Truth is the beloved. How can you go on only thinking about it? You have to be connected with the beloved through the heart. The search cannot be only intellectual; it has to be deep down intuitive. Maybe the beginning has to be intellectual, but only the beginning. Just the starting point has to be intellectual, but finally it has to reach the very core of your being.
He was one of the most generous of men, most liberal, democratic, unprejudiced, open. He was respected all over the world. From Greece to China he was revered. He was accepted in every mystic school; with great joy he was welcomed everywhere. His name was known in all the lands. Wherever he went he was received with great rejoicing.
Even though he had become enlightened, he still continued to reach into hidden secrets, he still continued to ask to be initiated into new schools. He was trying to create a synthesis; he was trying to know the truth through as many possibilities as is humanly possible. He wanted to know truth in all its aspects, in all its dimensions.
He was always ready to bow down to a Master. He himself was an enlightened man -- it is very rare. Once you have become enlightened, the search stops, the seeking disappears. There is no point.
Buddha became enlightened... then he never went to any other Master. Jesus became enlightened... then he never went to any other Master. Or Lao Tzu, or Zarathustra, or Moses.... Hence Pythagoras is something unique. No parallel has ever existed. Even after becoming enlightened, he was ready to become a disciple to anybody who was there to reveal some aspect of truth.

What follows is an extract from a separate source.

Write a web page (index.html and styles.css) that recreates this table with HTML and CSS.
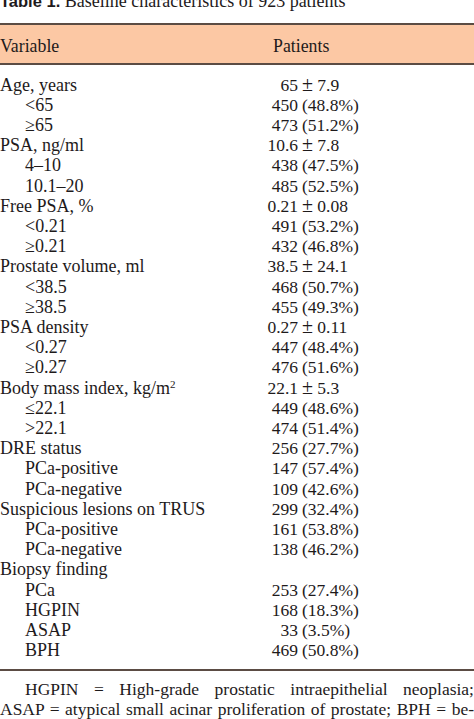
FILE: index.html
```html
<!DOCTYPE html>
<html>
<head>
<meta charset="utf-8">
<link rel="stylesheet" href="styles.css">
</head>
<body>
<div class="title"><span class="tlabel">Table 1.</span> Baseline characteristics of 923 patients</div>
<div class="table">
  <div class="head">
    <div>Variable</div>
    <div>Patients</div>
  </div>
  <div class="body">
    <div class="row"><div class="lab">Age, years</div><div class="a">65</div><div class="b pm"><span class="pmg">±</span> 7.9</div></div>
    <div class="row"><div class="lab sub">&lt;65</div><div class="a">450</div><div class="b">(48.8%)</div></div>
    <div class="row"><div class="lab sub">≥65</div><div class="a">473</div><div class="b">(51.2%)</div></div>
    <div class="row"><div class="lab">PSA, ng/ml</div><div class="a">10.6</div><div class="b pm"><span class="pmg">±</span> 7.8</div></div>
    <div class="row"><div class="lab sub">4–10</div><div class="a">438</div><div class="b">(47.5%)</div></div>
    <div class="row"><div class="lab sub">10.1–20</div><div class="a">485</div><div class="b">(52.5%)</div></div>
    <div class="row"><div class="lab">Free PSA, %</div><div class="a">0.21</div><div class="b pm"><span class="pmg">±</span> 0.08</div></div>
    <div class="row"><div class="lab sub">&lt;0.21</div><div class="a">491</div><div class="b">(53.2%)</div></div>
    <div class="row"><div class="lab sub">≥0.21</div><div class="a">432</div><div class="b">(46.8%)</div></div>
    <div class="row"><div class="lab">Prostate volume, ml</div><div class="a">38.5</div><div class="b pm"><span class="pmg">±</span> 24.1</div></div>
    <div class="row"><div class="lab sub">&lt;38.5</div><div class="a">468</div><div class="b">(50.7%)</div></div>
    <div class="row"><div class="lab sub">≥38.5</div><div class="a">455</div><div class="b">(49.3%)</div></div>
    <div class="row"><div class="lab">PSA density</div><div class="a">0.27</div><div class="b pm"><span class="pmg">±</span> 0.11</div></div>
    <div class="row"><div class="lab sub">&lt;0.27</div><div class="a">447</div><div class="b">(48.4%)</div></div>
    <div class="row"><div class="lab sub">≥0.27</div><div class="a">476</div><div class="b">(51.6%)</div></div>
    <div class="row"><div class="lab">Body mass index, kg/m<span class="sup">2</span></div><div class="a">22.1</div><div class="b pm"><span class="pmg">±</span> 5.3</div></div>
    <div class="row"><div class="lab sub">≤22.1</div><div class="a">449</div><div class="b">(48.6%)</div></div>
    <div class="row"><div class="lab sub">&gt;22.1</div><div class="a">474</div><div class="b">(51.4%)</div></div>
    <div class="row"><div class="lab">DRE status</div><div class="a">256</div><div class="b">(27.7%)</div></div>
    <div class="row"><div class="lab sub">PCa-positive</div><div class="a">147</div><div class="b">(57.4%)</div></div>
    <div class="row"><div class="lab sub">PCa-negative</div><div class="a">109</div><div class="b">(42.6%)</div></div>
    <div class="row"><div class="lab">Suspicious lesions on TRUS</div><div class="a">299</div><div class="b">(32.4%)</div></div>
    <div class="row"><div class="lab sub">PCa-positive</div><div class="a">161</div><div class="b">(53.8%)</div></div>
    <div class="row"><div class="lab sub">PCa-negative</div><div class="a">138</div><div class="b">(46.2%)</div></div>
    <div class="row"><div class="lab">Biopsy finding</div><div class="a"></div><div class="b"></div></div>
    <div class="row"><div class="lab sub">PCa</div><div class="a">253</div><div class="b">(27.4%)</div></div>
    <div class="row"><div class="lab sub">HGPIN</div><div class="a">168</div><div class="b">(18.3%)</div></div>
    <div class="row"><div class="lab sub">ASAP</div><div class="a">33</div><div class="b">(3.5%)</div></div>
    <div class="row"><div class="lab sub">BPH</div><div class="a">469</div><div class="b">(50.8%)</div></div>
  </div>
</div>
<div class="note">
  <div class="line first">HGPIN = High-grade prostatic intraepithelial neoplasia;</div>
  <div class="line">ASAP = atypical small acinar proliferation of prostate; BPH = be-</div>
  <div class="line">nign prostatic hyperplasia.</div>
</div>
</body>
</html>
```

FILE: styles.css
```css
html, body {
  margin: 0;
  padding: 0;
  background: #ffffff;
}
body {
  width: 474px;
  overflow: hidden;
  font-family: "Liberation Serif", "Times New Roman", serif;
  font-size: 17.5px;
  color: #1e1a1b;
}
.title {
  margin-top: -9px;
  height: 20px;
  line-height: 20px;
  font-size: 18px;
  white-space: nowrap;
}
.tlabel {
  font-family: "Liberation Sans", Arial, sans-serif;
  font-weight: bold;
  font-size: 16.5px;
}
.table {
  margin-top: 12px;
  border-top: 2px solid #5b4c44;
  border-bottom: 2px solid #5b4c44;
}
.head {
  display: grid;
  grid-template-columns: 273px 1fr;
  background: #fcc8a4;
  height: 39.5px;
  box-sizing: border-box;
  padding-top: 11px;
  line-height: 20.2px;
  font-size: 17.8px;
  border-bottom: 2px solid #5b4c44;
}
.body {
  padding-top: 10px;
  padding-bottom: 9px;
}
.row {
  display: grid;
  grid-template-columns: 240px 58px 1fr;
  height: 20.21px;
  line-height: 20.21px;
  white-space: nowrap;
}
.lab {
  font-size: 18px;
}
.lab.sub {
  padding-left: 25px;
}
.a {
  text-align: right;
}
.b {
  padding-left: 4px;
}
.b.pm {
  padding-left: 4px;
}
.pmg {
  font-size: 20px;
  line-height: 0;
}
.sup {
  font-size: 11px;
  line-height: 0;
  vertical-align: 0.55em;
}
.note {
  margin-top: 9px;
  line-height: 19.5px;
}
.line {
  text-align: justify;
  text-align-last: justify;
  white-space: nowrap;
}
.line.first {
  text-indent: 25px;
}
.line:last-child {
  text-align-last: left;
}
```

His search was such that he was ready to learn from anybody. He was an absolute disciple. He was ready to learn from the whole existence. He remained open, and he remained a learner to the very end.
The whole effort was... and it was a great effort in those days, to travel from Greece to China. It was full of dangers. The journey was hazardous; it was not easy as it is today. Today things are so easy that you can take your breakfast in New York and your lunch in London, and you can suffer indigestion in Poona. Things are very simple. In those days it was not so simple. It was really a risk; to move from one country to another country took years.
By the time Pythagoras came back, he was a very old man. But seekers gathered around him; a great school was born. And, as it always happens, the society started persecuting him and his school and his disciples. His whole life he searched for the perennial philosophy, and he had found it! He had gathered all the fragments into a tremendous harmony, into a great unity. But he was not allowed to work it out in detail -- to teach people he was not allowed.
He was persecuted from one place to another. Many attempts were made on his life. It was almost impossible for him to teach all that he had gathered. And his treasure was immense -- in fact, nobody else has ever had such a treasure as he had. But this is how foolish humanity is, and has always been. This man had done something impossible: he had bridged East and West. He was the first bridge. He had come to know the Eastern mind as deeply as the Western mind.
He was a Greek. He was brought up with the Greek logic, with the Greek scientific approach, and then he moved to the East. And then he learnt the ways of intuition. Then he learnt how to be a mystic. He himself was a great mathematician in his own right. And a mathematician becoming a mystic is a revolution, because these are poles apart.